Hmmmm, So, what is the ideal, squish band? Hmmmm? Most saws have flat/non angled bands. Some have asymetrical combustom chambers, thus asymetrical squish bands. This propagates the flame front starting at the intake side. Some have a centered dome with the plug on the intake side. Some like the older stihls have domed pistons and bands. This would seem to make the volume of the squish band larger than a flat piston? Just regarding the flame front and skipping the piston smashing part. To small you don't get cooling of the piston crown, two large you get diminished turbulance. Then there the two flame front detonation concern. So given the saws combustion chamber design has any one worked out saw specific squish band mods? Does any one polish the combustion chamber or is this still concidered intake tract, if so were does intake track start and end? Do you polish the piston crown but leave the combustion chamber rough? I would think to knock down the real rough points that concentrate heat and thus act to propagate detonation.
I found this and thought it was good reading.
Source -
http://www.ktm950.info/how/Orange Garage/detonation/Detonation_101.html
"It is important to realize the two important functions of reducing the squish band clearance: (a) to enhance turbulence due to rapid ingestion of gas into the combustion chamber, hence increasing the burning rate of the mixture and (b) to reduce the volume of the unburned gas in the boundary layer of cool gas near the piston top and cylinder head surfaces. Typically, gas trapped in the squish area doesn't burn, even if the squish band clearance is relatively large. The cooling effects of the large surface-area-to-volume ratio of this region will prevent any ignition of the fuel-air mix therein, even if the squish band clearance is rather large. Hence any gas caught in the squish band will not be burned near TDC when it does the most good, but later during the combustion process when one cannot extract as much work from the late-burning gases. The amount of gas trapped in the squish band can actually be a substantially greater amount than just the relative volume of the squish band because the pressure wave from the ignition process literally crams a lot of the unburned gas into crevice areas like the squish band. Reducing the squish band clearance will decrease the amount of unburned gas substantially, leading to more complete and faster combustion, lower emissions and improved power. It is one of the few "all gain with no pain" modifications one can carry out on racing or even street motorcycles.
Someone wondered: Is the extra cooling of the squish band less than the added heat?

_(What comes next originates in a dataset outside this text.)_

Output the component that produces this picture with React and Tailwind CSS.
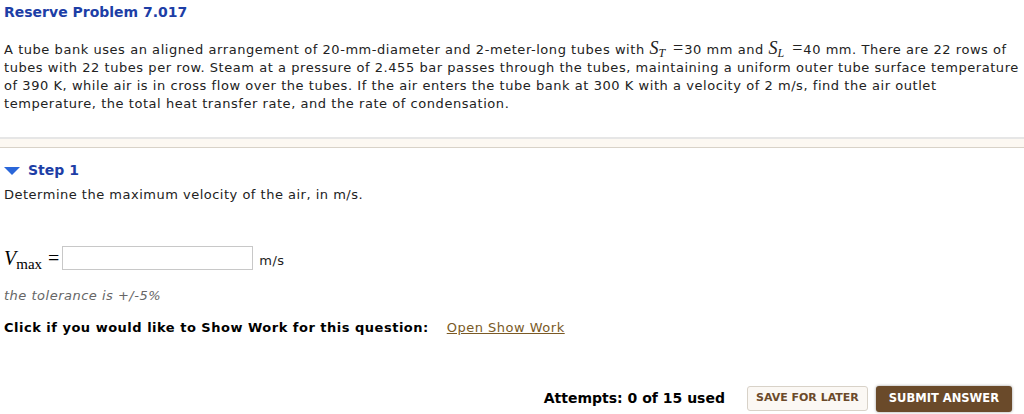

Basically the mixture in the squish region is in thermal contact with the cylinder wall and piston top and at roughly the same temperature, which is quite lower than the burn temperature. Reducing squish will decrease the amount of the cool gas in the squish region and increase the amount of hot gas in the burn region. A reduced squish clearance will increase temperatures a little even if the compression ratio is held constant. There is no "extra cooling" mechanism if you reduce the squish band clearance. The cooling rate of the gas in the squish zone depends on the thermal conductivity of the gas-metal interface, on the total surface area of this interface and the temperature difference between gas and metal. Note that these factors are all essentially constant at TDC and don't depend on the squish clearance. Hence the cooling rate is the same for large squish clearances and for small squish clearances. Thus there is no "extra cooling" mechanism if you reduce squish band clearance"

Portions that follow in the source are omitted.